• _The request_: Omit all images, then return the remaining material exactly as it stands.

>> BEGIN Raw data

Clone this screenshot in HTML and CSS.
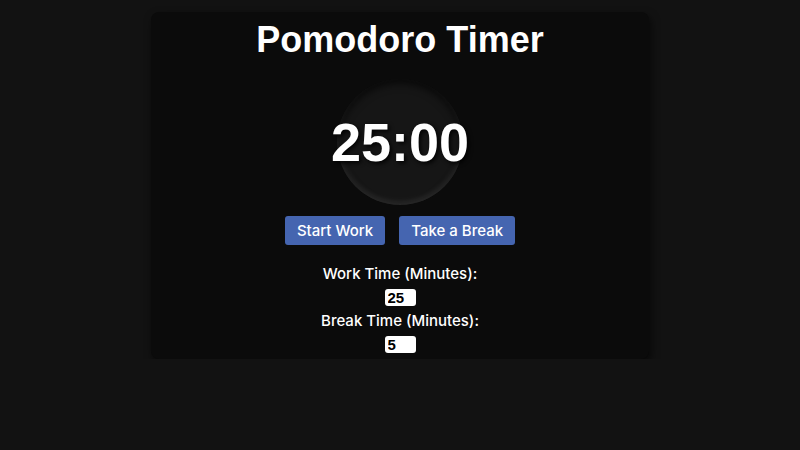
FILE: index.html
```html
<!DOCTYPE html>
<html lang="en">
<head>
    <meta charset="UTF-8">
    <meta name="viewport" content="width=device-width, initial-scale=1.0">
    <title>Pomodoro Timer</title>
    <link rel="stylesheet" href="styles.css">
</head>
<body>

<div class="container">
    <h1 class="title">Pomodoro Timer</h1>
    <div class="clock">
        <span class="time">25:00</span>
    </div>
    <div class="button-wrapper">
        <button class="button start">Start Work</button>
        <button class="button break">Take a Break</button>
    </div>
    <div class="settings">
        <label class="label" for="work">Work Time (Minutes):</label>
        <input class="minutes" id="work" type="text" value="25">
        <label class="label" for="rest">Break Time (Minutes):</label>
        <input class="minutes" id="rest" type="text" value="5">
    </div>
</div>

</body>
</html>
```

FILE: styles.css
```css
* {
    margin: 0;
    padding: 0;
    box-sizing: border-box;
}

body {
    font-family: 'Inter', 'Liberation Sans', sans-serif;
    background-color: #121212;
    color: white;
    display: flex;
    justify-content: center;
    padding-top: 12px;
}

.container {
    width: 498px;
    background-color: #0b0b0b;
    border-radius: 8px;
    box-shadow: 2px 4px 8px rgba(0, 0, 0, 0.6);
    display: flex;
    flex-direction: column;
    align-items: center;
    padding: 8px 0 0;
}

.title {
    font-family: 'Liberation Sans', sans-serif;
    font-weight: bold;
    font-size: 36px;
    line-height: 40px;
}

.clock {
    margin-top: 19px;
    width: 126px;
    height: 126px;
    border-radius: 50%;
    background-color: #161616;
    box-shadow: inset 0 -3px 6px rgba(255, 255, 255, 0.1), inset 0 4px 8px rgba(0, 0, 0, 0.7);
    display: flex;
    align-items: center;
    justify-content: center;
}

.time {
    font-family: 'Liberation Sans', sans-serif;
    font-weight: bold;
    font-size: 54px;
    text-shadow: 2px 2px 4px rgba(0, 0, 0, 0.9);
}

.button-wrapper {
    margin-top: 11px;
    display: flex;
    gap: 14px;
}

.button {
    height: 29px;
    padding: 0 12px;
    border: none;
    border-radius: 3px;
    background-color: #4565b0;
    color: white;
    font-family: 'Inter', sans-serif;
    font-weight: 500;
    font-size: 15px;
    cursor: pointer;
}

.settings {
    margin-top: 20px;
    display: flex;
    flex-direction: column;
    align-items: center;
}

.label {
    font-size: 15px;
    font-weight: 500;
    line-height: 18px;
}

.minutes {
    width: 31px;
    height: 17px;
    margin: 6px 0 6px;
    border: none;
    border-radius: 3px;
    padding-left: 3px;
    font-family: 'Liberation Sans', sans-serif;
    font-weight: bold;
    font-size: 15px;
    color: black;
    background: white;
}
```
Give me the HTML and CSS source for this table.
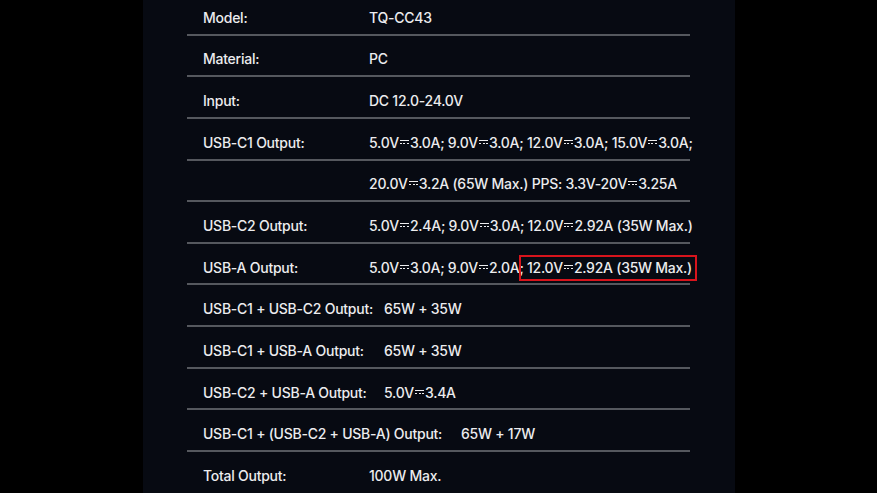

>> END Raw data

• _Answer in full_:
Clone this screenshot in HTML and CSS.
FILE: index.html
```html
<!DOCTYPE html>
<html lang="en">
<head>
    <meta charset="UTF-8">
    <meta name="viewport" content="width=device-width, initial-scale=1.0">
    <title>Pomodoro Timer</title>
    <link rel="stylesheet" href="styles.css">
</head>
<body>

<div class="container">
    <h1 class="title">Pomodoro Timer</h1>
    <div class="clock">
        <span class="time">25:00</span>
    </div>
    <div class="button-wrapper">
        <button class="button start">Start Work</button>
        <button class="button break">Take a Break</button>
    </div>
    <div class="settings">
        <label class="label" for="work">Work Time (Minutes):</label>
        <input class="minutes" id="work" type="text" value="25">
        <label class="label" for="rest">Break Time (Minutes):</label>
        <input class="minutes" id="rest" type="text" value="5">
    </div>
</div>

</body>
</html>
```

FILE: styles.css
```css
* {
    margin: 0;
    padding: 0;
    box-sizing: border-box;
}

body {
    font-family: 'Inter', 'Liberation Sans', sans-serif;
    background-color: #121212;
    color: white;
    display: flex;
    justify-content: center;
    padding-top: 12px;
}

.container {
    width: 498px;
    background-color: #0b0b0b;
    border-radius: 8px;
    box-shadow: 2px 4px 8px rgba(0, 0, 0, 0.6);
    display: flex;
    flex-direction: column;
    align-items: center;
    padding: 8px 0 0;
}

.title {
    font-family: 'Liberation Sans', sans-serif;
    font-weight: bold;
    font-size: 36px;
    line-height: 40px;
}

.clock {
    margin-top: 19px;
    width: 126px;
    height: 126px;
    border-radius: 50%;
    background-color: #161616;
    box-shadow: inset 0 -3px 6px rgba(255, 255, 255, 0.1), inset 0 4px 8px rgba(0, 0, 0, 0.7);
    display: flex;
    align-items: center;
    justify-content: center;
}

.time {
    font-family: 'Liberation Sans', sans-serif;
    font-weight: bold;
    font-size: 54px;
    text-shadow: 2px 2px 4px rgba(0, 0, 0, 0.9);
}

.button-wrapper {
    margin-top: 11px;
    display: flex;
    gap: 14px;
}

.button {
    height: 29px;
    padding: 0 12px;
    border: none;
    border-radius: 3px;
    background-color: #4565b0;
    color: white;
    font-family: 'Inter', sans-serif;
    font-weight: 500;
    font-size: 15px;
    cursor: pointer;
}

.settings {
    margin-top: 20px;
    display: flex;
    flex-direction: column;
    align-items: center;
}

.label {
    font-size: 15px;
    font-weight: 500;
    line-height: 18px;
}

.minutes {
    width: 31px;
    height: 17px;
    margin: 6px 0 6px;
    border: none;
    border-radius: 3px;
    padding-left: 3px;
    font-family: 'Liberation Sans', sans-serif;
    font-weight: bold;
    font-size: 15px;
    color: black;
    background: white;
}
```
Give me the HTML and CSS source for this table.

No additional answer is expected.